Quanto à música, ele já era envolvido desde criança, seu pai era um músico natural. Assim ele também se define, bem como define seu filho Lucas Mattos, o Calu. Quanto ao gosto musical, ele se define como eclético, mas pela música da capoeira é um apaixonado, vem de dentro!
Vem de dentro o seu amor pela capoeira e afirma que, como também dizia Mestre Waldemar, está na capoeira não somente pela luta ou pelo atletismo, mas especialmente pela música, pois gosta muito de ouvir um berimbau bem tocado e um cântico bem entoado na boca de um bom cantador. Isso renova seu espírito e o mantém feliz!
Hoje tem apenas duas irmãs com ele, a Malvina e a Regina. A Blandina, chamada de Branda, com quem viveu até os seus 56 anos, já se foi. Foram e são grandes apoiadoras em sua vida. Por elas tem gratidão e profundo amor.
Tem a sua família constituída junto com Margô, sua esposa há quase 30 anos. Margô tem perfeita compreensão sobre sua situação e posição dentro da capoeira e o apoia em tudo. Ela é citada sempre com muito carinho pelo Boa Voz que fala que, quando iniciaram o relacionamento, Margô já sabia que o casamento incluiria também a capoeira em sua vida, pra sempre! Margô, é esposa, amiga, secretária, apoiadora, adjutora… Ela lhe presenteou com as maiores riquezas que poderiam ser concedidas, seus filhos Leonardo, mais velho, com 28 anos; Letícia, com 22; e Lucas, presente para a capoeira, seu companheiro de caminhada, hoje com 20 anos. Ele é grato por essa parte crucial da sua vida e fala do alto de sua sabedoria: – O que eu tenho foi Deus quem me deu!
Sobre as amizades que a capoeira lhe proporcionou, dentro e fora da Escola Abadá, ele não tem como enumerar. Ressalta: – Gente boa, corrente do bem! Ele diz que a capoeira precisa disso e a música vem justamente para reafirmar as suas melhores convicções: – Somos do bem, a capoeira é do bem e para o bem! Ele está feliz e grato por estar nesse meio, é grato às pessoas que conheceu na sua trajetória de vida e de capoeira, onde está há quase 40 anos. Diz que quer fazer 100 anos na capoeira e complementa: – Quem sabe? Maior é Deus, pequeno sou eu!

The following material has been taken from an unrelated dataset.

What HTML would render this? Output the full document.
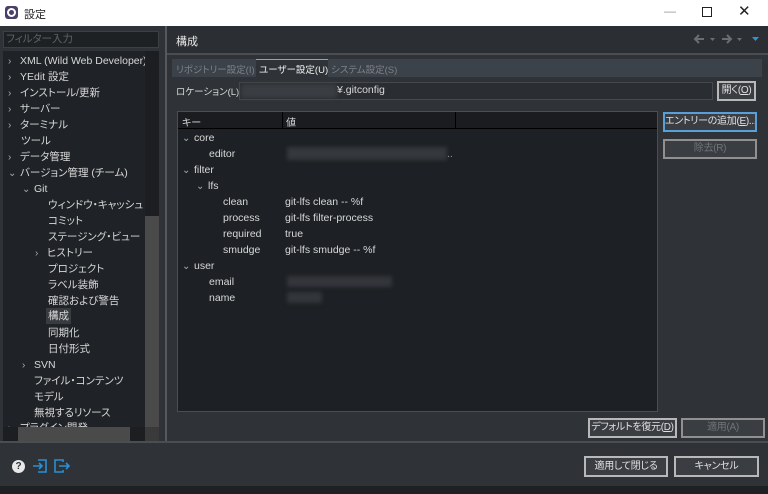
<!DOCTYPE html><html><head><meta charset="utf-8"><style>
*{margin:0;padding:0;box-sizing:border-box}
body{width:768px;height:494px;background:#2f3337;font-family:"Liberation Sans","Noto Sans CJK JP",sans-serif;font-size:11px;color:#d8d8d8;position:relative;overflow:hidden;font-feature-settings:"palt";}
.a{position:absolute;white-space:nowrap}
.btn{position:absolute;border:2px solid #b8b8b8;background:#3a3e43;color:#e0e0e0;text-align:center;font-size:10px;line-height:16px;white-space:nowrap;overflow:hidden;letter-spacing:-0.3px}
.tr{position:absolute;left:0;font-size:10.5px;color:#d8d8d8;white-space:nowrap;line-height:14px}
.chev{color:#aaa;font-size:10px;display:inline-block;width:12px}
</style></head><body>
<div class="a" style="left:0;top:0;width:768px;height:26px;background:#fff"></div>
<div class="a" style="left:5px;top:6px;width:13px;height:13px;border-radius:3px;background:#4a3f6a"></div>
<div class="a" style="left:7px;top:8px;width:9px;height:9px;border-radius:50%;border:2px solid #fff"></div>
<div class="a" style="left:24px;top:6px;color:#222;font-size:11px">設定</div>
<div class="a" style="left:664px;top:4px;color:#999;font-size:12px">—</div>
<div class="a" style="left:702px;top:7px;width:10px;height:10px;border:1px solid #222"></div>
<div class="a" style="left:738px;top:2px;color:#222;font-size:15px">✕</div>
<div class="a" style="left:0;top:486px;width:768px;height:8px;background:#1e2023"></div>
<!-- left panel -->
<div class="a" style="left:3px;top:31px;width:156px;height:17px;background:#1e2124;border:1px solid #3c4045;color:#5e6266;font-size:10.5px;padding-left:2px;line-height:15px">フィルター入力</div>
<div class="a" style="left:3px;top:51px;width:156px;height:390px;background:#1f2226;overflow:hidden">
<div style="position:absolute;left:0;top:0;width:143px;height:376px;overflow:hidden">
<div class="tr" style="top:3px;left:5px"><span class="chev">›</span>XML (Wild Web Developer)</div>
<div class="tr" style="top:19px;left:5px"><span class="chev">›</span>YEdit 設定</div>
<div class="tr" style="top:35px;left:5px"><span class="chev">›</span>インストール/更新</div>
<div class="tr" style="top:51px;left:5px"><span class="chev">›</span>サーバー</div>
<div class="tr" style="top:67px;left:5px"><span class="chev">›</span>ターミナル</div>
<div class="tr" style="top:83px;left:18px">ツール</div>
<div class="tr" style="top:99px;left:5px"><span class="chev">›</span>データ管理</div>
<div class="tr" style="top:115px;left:5px"><span class="chev">⌄</span>バージョン管理 (チーム)</div>
<div class="tr" style="top:131px;left:19px"><span class="chev">⌄</span>Git</div>
<div class="tr" style="top:147px;left:45px">ウィンドウ・キャッシュ</div>
<div class="tr" style="top:163px;left:45px">コミット</div>
<div class="tr" style="top:179px;left:45px">ステージング・ビュー</div>
<div class="tr" style="top:195px;left:32px"><span class="chev">›</span>ヒストリー</div>
<div class="tr" style="top:211px;left:45px">プロジェクト</div>
<div class="tr" style="top:227px;left:45px">ラベル装飾</div>
<div class="tr" style="top:243px;left:45px">確認および警告</div>
<div class="tr" style="top:257px;left:43px;background:#383c40;padding:1px 2px">構成</div>
<div class="tr" style="top:275px;left:45px">同期化</div>
<div class="tr" style="top:291px;left:45px">日付形式</div>
<div class="tr" style="top:307px;left:19px"><span class="chev">›</span>SVN</div>
<div class="tr" style="top:323px;left:31px">ファイル・コンテンツ</div>
<div class="tr" style="top:339px;left:31px">モデル</div>
<div class="tr" style="top:355px;left:31px">無視するリソース</div>
<div class="tr" style="top:370px;left:5px"><span class="chev">›</span>プラグイン開発</div>
</div>
<div class="a" style="left:142px;top:0;width:14px;height:376px;background:#1c1e21"></div>
<div class="a" style="left:142px;top:165px;width:14px;height:211px;background:#4a4a4a"></div>
<div class="a" style="left:0;top:376px;width:156px;height:14px;background:#1c1e21"></div>
<div class="a" style="left:15px;top:376px;width:112px;height:14px;background:#4a4a4a"></div>
<div class="a" style="left:142px;top:376px;width:14px;height:14px;background:#3a3a3a"></div>
</div>
<div class="a" style="left:165px;top:26px;width:2px;height:416px;background:#55595d"></div>
<div class="a" style="left:0;top:441px;width:768px;height:2px;background:#4a4e52"></div>
<!-- right header -->
<div class="a" style="left:167px;top:26px;width:601px;height:28px;background:#2b2f33"></div>
<div class="a" style="left:167px;top:53px;width:601px;height:2px;background:#4a4e52"></div>
<div class="a" style="left:176px;top:33px;font-size:11px;color:#e8e8e8">構成</div>
<svg class="a" style="left:692px;top:32px" width="70" height="14" viewBox="0 0 70 14"><g stroke="#6a6e72" stroke-width="2" fill="none"><path d="M12 7H3M7 3L3 7l4 4"/><path d="M30 7h9M35 3l4 4-4 4"/></g><path d="M18 6h5l-2.5 3z M45 6h5l-2.5 3z" fill="#6a6e72"/><path d="M60 5h7l-3.5 4z" fill="#3a8fd0"/></svg>
<!-- tabs -->
<div class="a" style="left:172px;top:59px;width:590px;height:18px;background:#3c4249"></div>
<div class="a" style="left:176px;top:62px;color:#7c8288;font-size:9.5px">リポジトリー設定(I)</div>
<div class="a" style="left:256px;top:59px;width:72px;height:19px;background:#2f3337;border-top:1px solid #c8a040"></div>
<div class="a" style="left:259px;top:62px;color:#f0f0f0;font-size:9.5px">ユーザー設定(U)</div>
<div class="a" style="left:331px;top:62px;color:#7c8288;font-size:9.5px">システム設定(S)</div>
<div class="a" style="left:176px;top:84px;font-size:9.5px">ロケーション(L):</div>
<div class="a" style="left:239px;top:82px;width:474px;height:18px;background:#2a2d31;border:1px solid #45494d"></div>
<div class="a" style="left:241px;top:84px;width:96px;height:14px;background:#3a3e42;filter:blur(2px)"></div>
<div class="a" style="left:337px;top:84px;font-size:10.5px">¥.gitconfig</div>
<div class="btn" style="left:717px;top:81px;width:39px;height:20px">開く(<u>O</u>)</div>
<!-- table -->
<div class="a" style="left:177px;top:111px;width:481px;height:301px;background:#1d2024;border:1px solid #4a4e52"></div>
<div class="a" style="left:178px;top:112px;width:479px;height:17px;background:#1a1c20;border-bottom:1px solid #000"></div>
<div class="a" style="left:282px;top:112px;width:1px;height:17px;background:#000"></div>
<div class="a" style="left:455px;top:112px;width:1px;height:17px;background:#000"></div>
<div class="a" style="left:182px;top:114px;font-size:10px">キー</div>
<div class="a" style="left:286px;top:114px;font-size:10px">値</div>
<div style="font-size:10.5px">
<div class="a" style="left:182px;top:132px"><span class="chev">⌄</span>core</div>
<div class="a" style="left:209px;top:148px">editor</div>
<div class="a" style="left:287px;top:147px;width:160px;height:13px;background:#35383c;filter:blur(2px)"></div>
<div class="a" style="left:447px;top:148px;color:#999">..</div>
<div class="a" style="left:182px;top:164px"><span class="chev">⌄</span>filter</div>
<div class="a" style="left:196px;top:180px"><span class="chev">⌄</span>lfs</div>
<div class="a" style="left:223px;top:196px">clean</div><div class="a" style="left:285px;top:196px">git-lfs clean -- %f</div>
<div class="a" style="left:223px;top:212px">process</div><div class="a" style="left:285px;top:212px">git-lfs filter-process</div>
<div class="a" style="left:223px;top:228px">required</div><div class="a" style="left:285px;top:228px">true</div>
<div class="a" style="left:223px;top:244px">smudge</div><div class="a" style="left:285px;top:244px">git-lfs smudge -- %f</div>
<div class="a" style="left:182px;top:260px"><span class="chev">⌄</span>user</div>
<div class="a" style="left:209px;top:276px">email</div>
<div class="a" style="left:287px;top:276px;width:105px;height:11px;background:#33363a;filter:blur(2px)"></div>
<div class="a" style="left:209px;top:292px">name</div>
<div class="a" style="left:287px;top:292px;width:35px;height:11px;background:#33363a;filter:blur(2px)"></div>
</div>
<div class="btn" style="left:663px;top:112px;width:94px;height:20px;border-color:#5aa0d8">エントリーの追加(<u>E</u>)...</div>
<div class="btn" style="left:663px;top:139px;width:94px;height:20px;color:#70757a;border-color:#909090">除去(R)</div>
<div class="btn" style="left:588px;top:418px;width:89px;height:20px">デフォルトを復元(<u>D</u>)</div>
<div class="btn" style="left:681px;top:418px;width:84px;height:20px;color:#70757a;border-color:#909090">適用(A)</div>
<!-- bottom -->
<div class="a" style="left:12px;top:460px;width:13px;height:13px;border-radius:50%;background:#e8e8e8;color:#2f3337;font-size:10px;font-weight:bold;text-align:center;line-height:13px">?</div>
<svg class="a" style="left:32px;top:458px" width="40" height="16" viewBox="0 0 40 16" fill="none" stroke="#2a8fd6" stroke-width="1.6"><path d="M6 2h8v12H6M1 8h9M7 5l3 3-3 3"/><path d="M31 4V2h-8v12h8v-2M27 8h10M34 5l3 3-3 3"/></svg>
<div class="btn" style="left:584px;top:456px;width:84px;height:21px;line-height:17px">適用して閉じる</div>
<div class="btn" style="left:674px;top:456px;width:85px;height:21px;line-height:17px">キャンセル</div>
</body></html>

Sobre sua chegada ao trabalho do Mestre Camisa, afirma que a sua vida mudou totalmente como ser humano e especialmente como capoeirista. Que se não tivesse encontrado o Mestre Camisa, mesmo com todo o seu talento, seria um capoeirista e um cantador da capoeira com seus méritos, como já era antes de conhecê-lo, mas que não seria o Boa Voz. Ele tem muito a agradecer ao seu Mestre e sempre exalta: – A ele devo dinheiro, saúde e obrigação. Viva meu Mestre e a Escola Abadá!
Destaca duas pessoas e pede perdão aos demais amigos, que são muitos e seria impossível enumerar. Essas pessoas ele relaciona aos três irmãos de sangue com quem não conviveu, nem conheceu. Esses são os dois irmãos que a capoeira lhe deu, são da mesma época em que ele chegou na escola Abadá-Capoeira, conviveram e vivenciaram muitas situações juntos: Mestre Cobra e Mestre Morcego, a quem exalta, sem desmerecer os demais amigos que fez na sua caminhada.

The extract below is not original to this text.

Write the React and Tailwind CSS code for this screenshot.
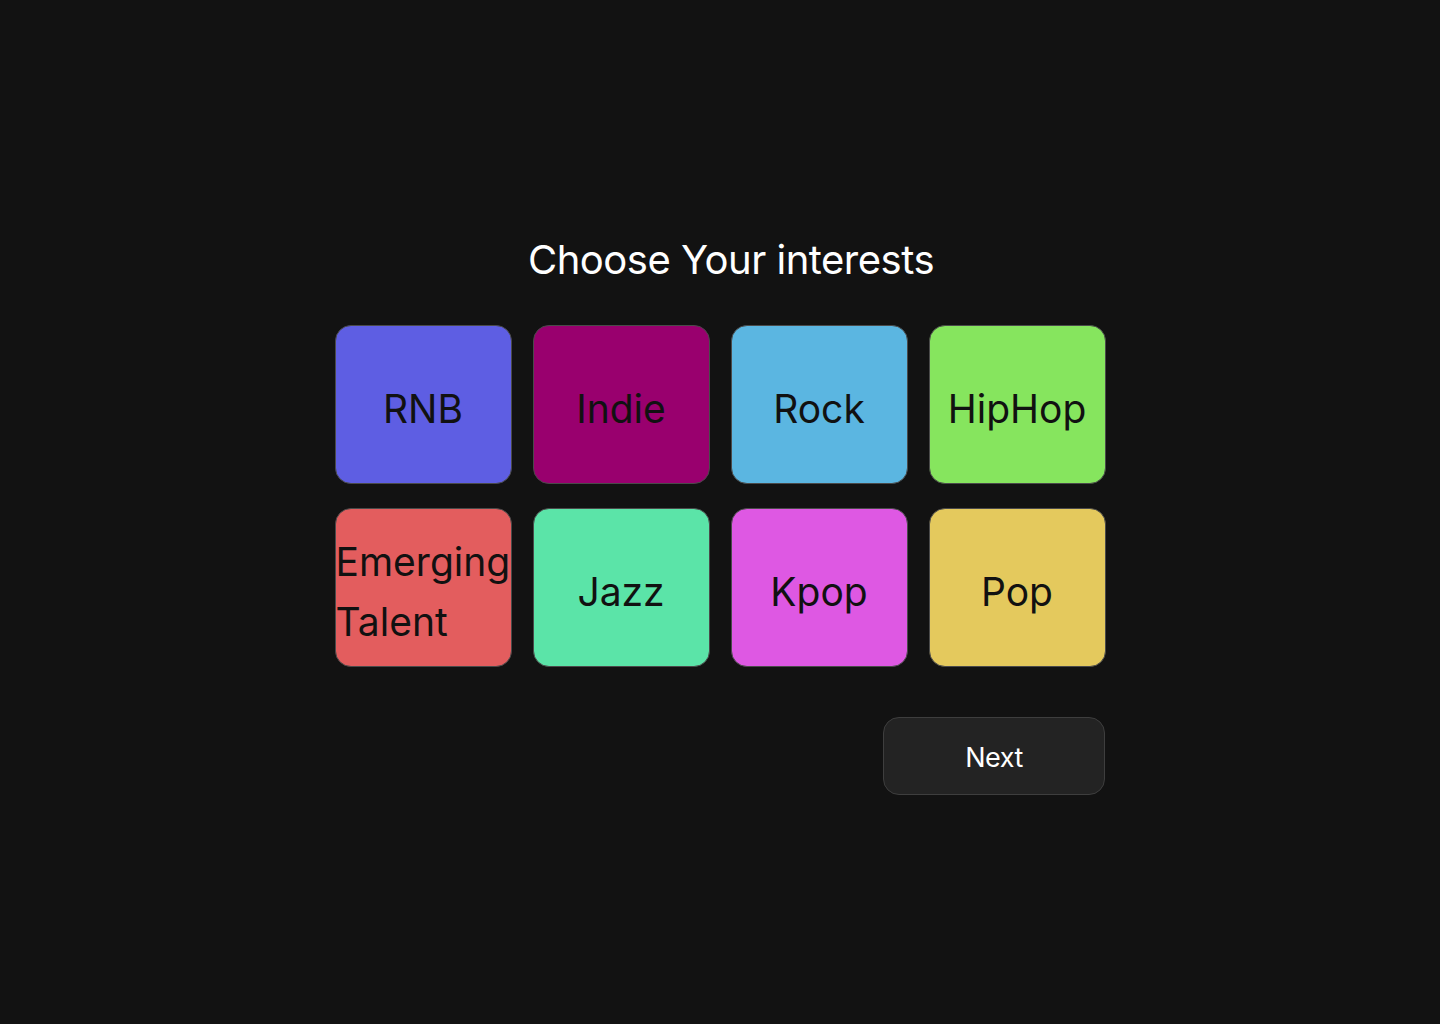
import React, { useState } from "react";

const interests = [
  { name: "RNB", color: "bg-[#5e5ee3]" },
  { name: "Indie", color: "bg-[#99006e]" },
  { name: "Rock", color: "bg-[#5bb6e1]" },
  { name: "HipHop", color: "bg-[#86e55e]" },
  { name: "Emerging Talent", color: "bg-[#e35d5e]" },
  { name: "Jazz", color: "bg-[#5be4a8]" },
  { name: "Kpop", color: "bg-[#de58e3]" },
  { name: "Pop", color: "bg-[#e4c95d]" },
];

const App = () => {
  const [selected, setSelected] = useState([]);

  const toggle = (name) => {
    setSelected((prev) =>
      prev.includes(name) ? prev.filter((n) => n !== name) : [...prev, name]
    );
  };

  return (
    <div className="min-h-screen bg-[#121212] flex flex-col items-center pt-[236px] font-['Inter',sans-serif]">
      <h1 className="text-[40px] leading-[48px] text-white font-normal tracking-[-0.5px] pl-[22px]">
        Choose Your interests
      </h1>
      <div className="grid grid-cols-4 gap-x-[21px] gap-y-[24px] mt-[41px]">
        {interests.map((item) => (
          <button
            key={item.name}
            onClick={() => toggle(item.name)}
            className={`${item.color} w-[177px] h-[159px] rounded-[16px] border border-[#4a4a4a] flex items-center justify-center pt-[8px] text-left text-[39px] leading-[60px] text-[#111111] font-[430]`}
          >
            <span>{item.name}</span>
          </button>
        ))}
      </div>
      <div className="w-[770px] flex justify-end mt-[50px]">
        <button className="w-[222px] h-[78px] rounded-[16px] bg-[#232323] border border-[#3e3e3e] pt-[4px] text-white text-[27px] tracking-[-0.5px]">
          Next
        </button>
      </div>
    </div>
  );
};

export default App;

É um dos instrutores da Escola e tem um trabalho com a música e o ritmo da capoeira, ministrando cursos pelo Brasil e pelo mundo. Lançou cinco CD’s e um CD-Book, que conta a história de algumas de suas cantigas. É considerado um dos maiores cantadores e compositores de capoeira de todos os tempos.
Faleceu ontem, 19 de abril de 2023, deixando um vácuo nas rodas de capoeira.